We don’t get caught up in spring football.
Doesn’t matter who stood out. Doesn’t really matter who looked bad.
These are two-hand touch sessions that aren’t going to reveal much and they especially are not going to reveal much about a Ravens ream that has some of its biggest questions reserved for the offensive and defensive lines; trying to assess what’s going on in the trenches when they aren’t really playing football is impossible.
Forget about it.
No overreactions. No freaking out about OTAs and minicamps.
However, that doesn’t mean that the time spent on the field in May and June aren’t still potentially impactful times on the NFL calendar. That doesn’t mean that some teams aren’t accomplishing significant things from a roster standpoint, and the largest reality for the Ravens organization is that their best player and one of the best quarterbacks ever left Owings Mills with the same one-year, lame-duck contract he came to town with.
And that is a potentially massive problem.
Execs around the league believe Lamar Jackson is far from guaranteed to be in Baltimore in 2027, and the more time that goes by without an extension and the closer we get to Week 1, the more the stakes raise for the Ravens. No one could argue that general manager Eric DeCosta has any sort of leverage at this point and Jackson being as “cool” as he said he was and seemed to be with making $52M this season and letting everything else take care of itself is the biggest problem of all.
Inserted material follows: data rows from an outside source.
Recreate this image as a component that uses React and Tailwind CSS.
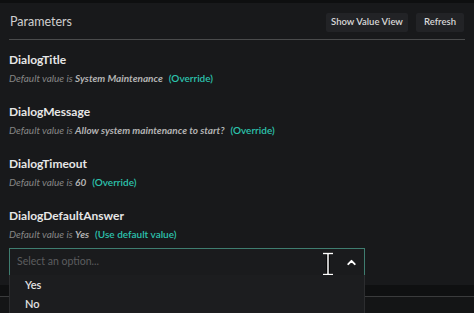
import { ChevronUp } from "lucide-react";

const params = [
  { name: "DialogTitle", value: "System Maintenance", action: "(Override)" },
  { name: "DialogMessage", value: "Allow system maintenance to start?", action: "(Override)" },
  { name: "DialogTimeout", value: "60", action: "(Override)" },
];

function ParamHeader({ name, value, action }) {
  return (
    <div>
      <div className="text-[12px] leading-[18px] font-bold text-[#e6e6e6]">{name}</div>
      <div className="text-[10px] leading-[18px] italic text-[#858585]">
        Default value is <span className="font-bold text-[#b3b3b3]">{value}</span>
        <span className="not-italic text-[#2cc2ad] ml-[6px] font-semibold">{action}</span>
      </div>
    </div>
  );
}

export default function App() {
  return (
    <div
      className="w-[474px] h-[313px] overflow-hidden flex flex-col bg-[#18191b]"
      style={{ fontFamily: "Lato, 'Open Sans', sans-serif" }}
    >
      <div className="h-[3px] bg-[#0e0f10]" />

      {/* panel */}
      <div className="flex-1 px-[9px] relative">
        <div className="flex items-center justify-between h-[37px] pt-[2px] border-b border-[#4a4b4c] pr-[1px]">
          <span className="text-[12.5px] text-[#cfcfcf] pl-[1px]">Parameters</span>
          <div className="flex gap-[8px]">
            <button className="h-[19px] w-[82px] bg-[#222326] text-[9.5px] font-semibold text-[#d8d8d8] rounded-[2px]">
              Show Value View
            </button>
            <button className="h-[19px] w-[48px] bg-[#222326] text-[9.5px] font-semibold text-[#d8d8d8] rounded-[2px]">
              Refresh
            </button>
          </div>
        </div>

        <div className="flex flex-col gap-[16px] pt-[11px]">
          {params.map((p) => (
            <ParamHeader key={p.name} {...p} />
          ))}
          <div>
            <ParamHeader name="DialogDefaultAnswer" value="Yes" action="(Use default value)" />
            <div className="relative mt-[5px] w-[356px]">
              <div className="h-[27px] border border-b-0 border-[#3f7d70] bg-[#1a1b1d] flex items-center pl-[7px] pr-[6px]">
                <span className="flex-1 text-[10.5px] text-[#5c5d5f]">Select an option...</span>
                <ChevronUp size={13} strokeWidth={3.5} className="text-white" />
              </div>
              {/* mouse cursor */}
              <svg
                className="absolute left-[312px] top-[4px]"
                width="14"
                height="24"
                viewBox="0 0 14 24"
              >
                <path
                  d="M2 1.5h10M2 22.5h10M7 1.5v21"
                  stroke="#000"
                  strokeWidth="3.2"
                  fill="none"
                />
                <path
                  d="M2 1.5h10M2 22.5h10M7 1.5v21"
                  stroke="#fff"
                  strokeWidth="1.5"
                  fill="none"
                />
              </svg>
              {/* dropdown */}
              <div className="absolute top-full left-0 right-0 z-10 bg-[#1c1d1f] border-x border-[#2c2d2f] pl-[15px]">
                <div className="h-[19px] leading-[19px] text-[11px] font-semibold text-[#e2e2e2]">Yes</div>
                <div className="h-[19px] leading-[19px] text-[11px] font-semibold text-[#e2e2e2]">No</div>
                <div className="h-[19px]" />
              </div>
            </div>
          </div>
        </div>
      </div>

      {/* footer behind dropdown */}
      <div className="h-[11px] bg-[#0f1011] border-b border-[#3a3b3c] box-content" />
      <div className="h-[16px] bg-[#141516]" />
    </div>
  );
}
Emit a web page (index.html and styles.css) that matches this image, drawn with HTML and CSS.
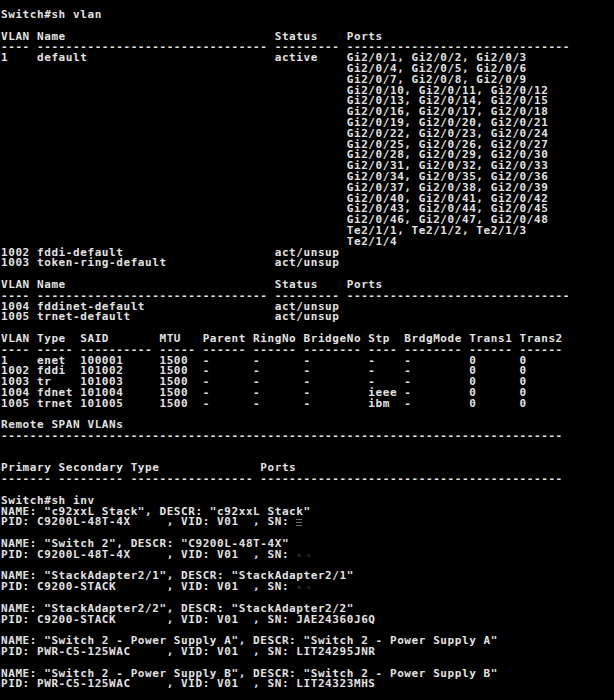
FILE: index.html
```
<!DOCTYPE html>
<html lang="en">
<head>
<meta charset="utf-8">
<title>Switch console</title>
<link rel="stylesheet" href="styles.css">
</head>
<body>
<pre class="console">Switch#sh vlan

VLAN Name                             Status    Ports
---- -------------------------------- --------- -------------------------------
1    default                          active    Gi2/0/1, Gi2/0/2, Gi2/0/3
                                                Gi2/0/4, Gi2/0/5, Gi2/0/6
                                                Gi2/0/7, Gi2/0/8, Gi2/0/9
                                                Gi2/0/10, Gi2/0/11, Gi2/0/12
                                                Gi2/0/13, Gi2/0/14, Gi2/0/15
                                                Gi2/0/16, Gi2/0/17, Gi2/0/18
                                                Gi2/0/19, Gi2/0/20, Gi2/0/21
                                                Gi2/0/22, Gi2/0/23, Gi2/0/24
                                                Gi2/0/25, Gi2/0/26, Gi2/0/27
                                                Gi2/0/28, Gi2/0/29, Gi2/0/30
                                                Gi2/0/31, Gi2/0/32, Gi2/0/33
                                                Gi2/0/34, Gi2/0/35, Gi2/0/36
                                                Gi2/0/37, Gi2/0/38, Gi2/0/39
                                                Gi2/0/40, Gi2/0/41, Gi2/0/42
                                                Gi2/0/43, Gi2/0/44, Gi2/0/45
                                                Gi2/0/46, Gi2/0/47, Gi2/0/48
                                                Te2/1/1, Te2/1/2, Te2/1/3
                                                Te2/1/4
1002 fddi-default                     act/unsup
1003 token-ring-default               act/unsup

VLAN Name                             Status    Ports
---- -------------------------------- --------- -------------------------------
1004 fddinet-default                  act/unsup
1005 trnet-default                    act/unsup

VLAN Type  SAID       MTU   Parent RingNo BridgeNo Stp  BrdgMode Trans1 Trans2
---- ----- ---------- ----- ------ ------ -------- ---- -------- ------ ------
1    enet  100001     1500  -      -      -        -    -        0      0
1002 fddi  101002     1500  -      -      -        -    -        0      0
1003 tr    101003     1500  -      -      -        -    -        0      0
1004 fdnet 101004     1500  -      -      -        ieee -        0      0
1005 trnet 101005     1500  -      -      -        ibm  -        0      0

Remote SPAN VLANs
------------------------------------------------------------------------------


Primary Secondary Type              Ports
------- --------- ----------------- ------------------------------------------

Switch#sh inv
NAME: "c92xxL Stack", DESCR: "c92xxL Stack"
PID: C9200L-48T-4X     , VID: V01  , SN: <span class="smudge"></span>

NAME: "Switch 2", DESCR: "C9200L-48T-4X"
PID: C9200L-48T-4X     , VID: V01  , SN: <span class="smudge faint"></span>

NAME: "StackAdapter2/1", DESCR: "StackAdapter2/1"
PID: C9200-STACK       , VID: V01  , SN: <span class="smudge faint"></span>

NAME: "StackAdapter2/2", DESCR: "StackAdapter2/2"
PID: C9200-STACK       , VID: V01  , SN: JAE24360J6Q

NAME: "Switch 2 - Power Supply A", DESCR: "Switch 2 - Power Supply A"
PID: PWR-C5-125WAC     , VID: V01  , SN: LIT24295JNR

NAME: "Switch 2 - Power Supply B", DESCR: "Switch 2 - Power Supply B"
PID: PWR-C5-125WAC     , VID: V01  , SN: LIT24323MHS
</pre>
</body>
</html>
```
FILE: styles.css
```
html, body {
  margin: 0;
  padding: 0;
  background: #000;
  height: 100%;
  overflow: hidden;
}

.console {
  margin: 0;
  padding: 10px 0 0 1px;
  font-family: "DejaVu Sans Mono", "Liberation Mono", monospace;
  font-weight: bold;
  font-size: 11px;
  letter-spacing: 0.58px;
  line-height: 10.8px;
  color: #e2e2e2;
  white-space: pre;
}

.smudge {
  display: inline-block;
  width: 6px;
  height: 7px;
  vertical-align: -1px;
  background: repeating-linear-gradient(0deg, #8a8a8a 0 1px, #000 1px 3px);
  opacity: 0.8;
}

.smudge.faint {
  width: 16px;
  background: radial-gradient(circle at 20% 50%, #3a3a3a 0 1px, transparent 2px),
              radial-gradient(circle at 80% 50%, #2a2a2a 0 1px, transparent 2px);
}
```
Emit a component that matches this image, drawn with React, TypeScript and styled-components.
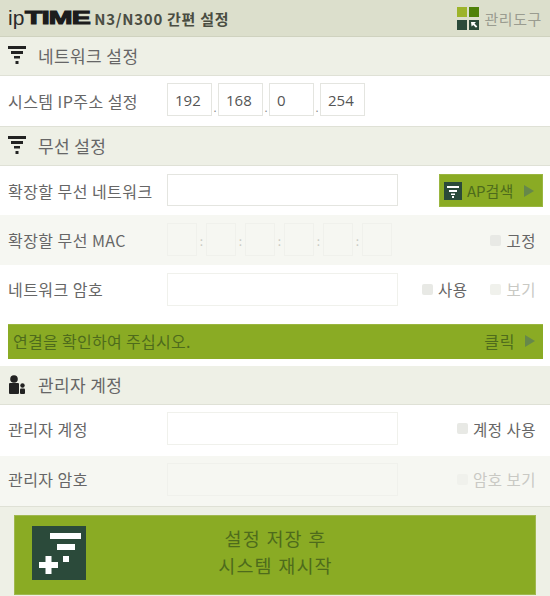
import React from 'react';
import styled, { createGlobalStyle } from 'styled-components';

const Global = createGlobalStyle`
  html, body { margin: 0; padding: 0; background: #fff; }
  body { font-family: "Noto Sans CJK KR", "Noto Sans", sans-serif; color: #444; }
  * { box-sizing: border-box; }
`;

const Page = styled.div`
  width: 550px;
  height: 596px;
  overflow: hidden;
  display: flex;
  flex-direction: column;
`;

const Header = styled.header`
  height: 37px;
  flex: none;
  background: #dcdfcc;
  border-bottom: 1px solid #cfd2bf;
  display: flex;
  align-items: center;
  justify-content: space-between;
  padding: 0 8px;
`;

const Brand = styled.div`
  display: flex;
  align-items: center;
  color: #2b2b2b;
`;

const BrandIp = styled.span`
  font: 400 21px "Liberation Sans", sans-serif;
  margin-right: 1px;
`;

const BrandTime = styled.span`
  font: 900 19px "Liberation Sans", sans-serif;
  -webkit-text-stroke: 1.1px #1c1c1c;
  color: #1c1c1c;
  display: inline-block;
  width: 69px;
  transform: scaleX(1.5);
  transform-origin: left center;
  letter-spacing: -0.5px;
`;

const BrandTitle = styled.span`
  font-size: 15px;
  font-weight: 700;
  color: #4a4d42;
  letter-spacing: 0.7px;
`;

const Tool = styled.div`
  display: flex;
  align-items: center;
  gap: 5px;
  font-size: 15px;
  color: #9a9c90;
  letter-spacing: 0.6px;
`;

const SectionBar = styled.div`
  height: 39px;
  flex: none;
  background: #eef0e6;
  border-bottom: 1px solid #dfe1d6;
  display: flex;
  align-items: center;
  padding: 0 8px 2px;
  gap: 12px;
  font-size: 17px;
  color: #666;
  letter-spacing: 0.4px;
`;

const IconSlot = styled.span`
  width: 18px;
  height: 20px;
  display: flex;
  align-items: center;
  justify-content: center;
`;

const Row = styled.div<{ $tint?: boolean; $h: number; $line?: boolean; $pb?: number }>`
  height: ${p => p.$h}px;
  flex: none;
  background: ${p => (p.$tint ? '#f6f7f2' : '#fff')};
  border-bottom: ${p => (p.$line ? '1px solid #dfe1d6' : 'none')};
  display: flex;
  align-items: center;
  padding: 0 14px ${p => p.$pb ?? 0}px 8px;
`;

const Label = styled.span`
  width: 159px;
  flex: none;
  font-size: 16px;
  color: #666;
  letter-spacing: 0.45px;
  white-space: nowrap;
`;

const Field = styled.div<{ $w: number; $h: number; $soft?: boolean; $lift?: number }>`
  width: ${p => p.$w}px;
  height: ${p => p.$h}px;
  flex: none;
  margin-bottom: ${p => p.$lift ?? 0}px;
  background: ${p => (p.$soft ? 'transparent' : '#fff')};
  border: 1px solid ${p => (p.$soft ? '#f0f1ec' : '#e4e5e0')};
  font: 15px "Open Sans", "Noto Sans", sans-serif;
  color: #555;
  display: flex;
  align-items: center;
  padding-left: 7px;
`;

const IpGroup = styled.div`
  display: flex;
`;

const Sep = styled.span<{ $w: number }>`
  width: ${p => p.$w}px;
  flex: none;
  text-align: center;
  font-size: 11px;
  color: #888;
  align-self: flex-end;
  line-height: 16px;
  margin-bottom: 4px;
`;

const MacSep = styled.span<{ $w: number }>`
  width: ${p => p.$w}px;
  flex: none;
  text-align: center;
  font-size: 12px;
  color: #c9c9c2;
  align-self: center;
`;

const Right = styled.div`
  margin-left: auto;
  display: flex;
  align-items: center;
  gap: 23px;
`;

const Check = styled.label<{ $off?: boolean }>`
  display: flex;
  align-items: center;
  gap: 5px;
  font-size: 15.500px;
  color: ${p => (p.$off ? '#c9c9c4' : '#666')};
  letter-spacing: 0.5px;
`;

const Box = styled.span<{ $off?: boolean }>`
  width: 11px;
  height: 11px;
  border-radius: 2px;
  background: ${p => (p.$off ? '#f0f1ec' : '#e8e9e5')};
`;

const ApButton = styled.div`
  width: 104px;
  height: 33px;
  margin-left: auto;
  margin-right: -7px;
  background: #8aab24;
  border: 1px solid #9ab640;
  display: flex;
  align-items: center;
  padding-left: 4px;
  gap: 5px;
  font-size: 15px;
  color: #4e6b1c;
`;

const Play = styled.i`
  flex: none;
  margin-left: auto;
  margin-right: 8px;
  border-left: 10px solid #66884a;
  border-top: 6px solid transparent;
  border-bottom: 6px solid transparent;
`;

const BarWrap = styled.div`
  height: 51px;
  flex: none;
  background: #fff;
  padding: 9px 7px 7px 8px;
`;

const StatusBar = styled.div`
  height: 35px;
  background: #8aab24;
  border-top: 1px solid #9ab640;
  display: flex;
  align-items: center;
  padding: 0 0 3px 5px;
  font-size: 16px;
  color: #4e6b1c;
  letter-spacing: 0.3px;
`;

const StatusAction = styled.span`
  margin-left: auto;
  margin-right: 10px;
  letter-spacing: 0.6px;
`;

const BarPlay = styled(Play)`
  margin-left: 0;
`;

const Footer = styled.footer`
  flex: 1;
  background: #eef0e6;
  padding: 8px 14px 0;
`;

const SaveButton = styled.div`
  height: 80px;
  background: #8aab24;
  border: 1px solid #a0b84f;
  display: flex;
  align-items: center;
  padding: 0 0 4px 17px;
`;

const SaveText = styled.div`
  flex: 1;
  text-align: center;
  font-size: 18.500px;
  line-height: 27px;
  letter-spacing: 1.2px;
  color: #4e6b1c;
  padding: 0 70px 3px 0;
`;

const Funnel = () => (
  <svg width="18" height="18" viewBox="0 0 18 18">
    <rect x="0" y="0" width="18" height="3" fill="#222" />
    <rect x="3" y="5" width="12" height="3" fill="#222" />
    <rect x="6" y="10" width="6" height="2.5" fill="#222" />
    <rect x="7.5" y="15" width="3" height="3" fill="#222" />
  </svg>
);

const Users = () => (
  <svg width="18" height="19" viewBox="0 0 18 19">
    <circle cx="6" cy="4" r="3.8" fill="#222" />
    <rect x="1" y="8" width="10" height="11" rx="1" fill="#222" />
    <circle cx="14.500" cy="10.500" r="2.200" fill="#222" />
    <rect x="12" y="13.500" width="5" height="5.500" rx="1" fill="#222" />
  </svg>
);

const ToolIcon = () => (
  <svg width="22" height="23" viewBox="0 0 22 23">
    <rect x="0" y="0" width="10" height="10" fill="#9db42a" />
    <rect x="12" y="0" width="10" height="10" fill="#4f8108" />
    <rect x="0" y="13" width="10" height="10" fill="#2b4a3a" />
    <rect x="12" y="13" width="10" height="10" fill="#2b4a3a" />
    <path d="M14 15h5l-1.5 1.6 2.8 2.8-1.3 1.3-2.8-2.8L14.600 19.500z" fill="#fff" />
  </svg>
);

const ApIcon = () => (
  <svg width="18" height="18" viewBox="0 0 18 18">
    <rect width="18" height="18" fill="#2b4a3a" />
    <rect x="3" y="4" width="12" height="2" fill="#fff" />
    <rect x="5" y="8" width="8" height="2" fill="#fff" />
    <rect x="7" y="11.500" width="4" height="1.500" fill="#fff" />
    <rect x="8" y="14" width="2" height="2" fill="#fff" />
  </svg>
);

const SaveIcon = () => (
  <svg width="54" height="54" viewBox="0 0 54 54">
    <rect width="54" height="54" fill="#2b4a3a" />
    <rect x="18" y="7" width="31" height="6" fill="#fff" />
    <rect x="25" y="18" width="18" height="6" fill="#fff" />
    <rect x="31" y="30" width="6" height="6" fill="#fff" />
    <rect x="7" y="36" width="19" height="6" fill="#fff" />
    <rect x="13.500" y="30" width="6" height="18" fill="#fff" />
  </svg>
);

const mac = [0, 1, 2, 3, 4, 5];

export default function App() {
  return (
    <Page>
      <Global />
      <Header>
        <Brand>
          <BrandIp>ip</BrandIp>
          <BrandTime>TIME</BrandTime>
          <BrandTitle>N3/N300 간편 설정</BrandTitle>
        </Brand>
        <Tool>
          <ToolIcon />
          관리도구
        </Tool>
      </Header>

      <SectionBar>
        <IconSlot><Funnel /></IconSlot>
        네트워크 설정
      </SectionBar>
      <Row $h={51} $line>
        <Label>시스템 IP주소 설정</Label>
        <IpGroup>
          <Field $w={45} $h={33} $lift={3}>192</Field>
          <Sep $w={6}>.</Sep>
          <Field $w={45} $h={33} $lift={3}>168</Field>
          <Sep $w={6}>.</Sep>
          <Field $w={45} $h={33} $lift={3}>0</Field>
          <Sep $w={6}>.</Sep>
          <Field $w={45} $h={33} $lift={3}>254</Field>
        </IpGroup>
      </Row>

      <SectionBar>
        <IconSlot><Funnel /></IconSlot>
        무선 설정
      </SectionBar>
      <Row $h={49}>
        <Label>확장할 무선 네트워크</Label>
        <Field $w={231} $h={32} $lift={2} />
        <ApButton>
          <ApIcon />
          AP검색
          <Play />
        </ApButton>
      </Row>
      <Row $h={50} $tint>
        <Label>확장할 무선 MAC</Label>
        <IpGroup>
          {mac.map(i => (
            <React.Fragment key={i}>
              <Field $w={30} $h={33} $soft $lift={2} />
              {i < 5 && <MacSep $w={9}>:</MacSep>}
            </React.Fragment>
          ))}
        </IpGroup>
        <Right>
          <Check><Box />고정</Check>
        </Right>
      </Row>
      <Row $h={50} $pb={2}>
        <Label>네트워크 암호</Label>
        <Field $w={231} $h={33} $soft />
        <Right>
          <Check><Box />사용</Check>
          <Check $off><Box $off />보기</Check>
        </Right>
      </Row>
      <BarWrap>
        <StatusBar>
          연결을 확인하여 주십시오.
          <StatusAction>클릭</StatusAction>
          <BarPlay />
        </StatusBar>
      </BarWrap>

      <SectionBar>
        <IconSlot><Users /></IconSlot>
        관리자 계정
      </SectionBar>
      <Row $h={51} $pb={4}>
        <Label>관리자 계정</Label>
        <Field $w={231} $h={33} $soft />
        <Right>
          <Check><Box />계정 사용</Check>
        </Right>
      </Row>
      <Row $h={51} $tint $line $pb={4}>
        <Label>관리자 암호</Label>
        <Field $w={231} $h={33} $soft />
        <Right>
          <Check $off><Box $off />암호 보기</Check>
        </Right>
      </Row>

      <Footer>
        <SaveButton>
          <SaveIcon />
          <SaveText>
            설정 저장 후
            <br />
            시스템 재시작
          </SaveText>
        </SaveButton>
      </Footer>
    </Page>
  );
}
DeCosta has grumbled some publicly and all the time privately about the difficulty they have getting Jackson, who represents himself, on the phone and enegged in contract talks. So when he’s in your building for weeks on end, and you get nowhere with him at this incredibly pivotal time, and then he’s back to traveling and going to Miami and then reporting for camp in football mode (which could mean no more contract talks), then he just might be running out the clock and checkmating this front office again.
When Patrick Mahomes resets the QB market for the third time in six years without anyone even asking about his future in Kansas City, then things get even trickier and pricier. If they didn’t want to give Jackson roughly $250M guaranteed prior to all of this, and they didn’t love $60M a season, then negotiating off of Mahomes now making $64M a year from 2027 on isn’t going to help their cause.
Jackson didn’t want to talk about the contract, and he doesn’t have to. He doesn’t have to do anything at all except sign the right piece of paper, eventually, with the right numbers on it. Whether that’s presented by DeCosta or someone else.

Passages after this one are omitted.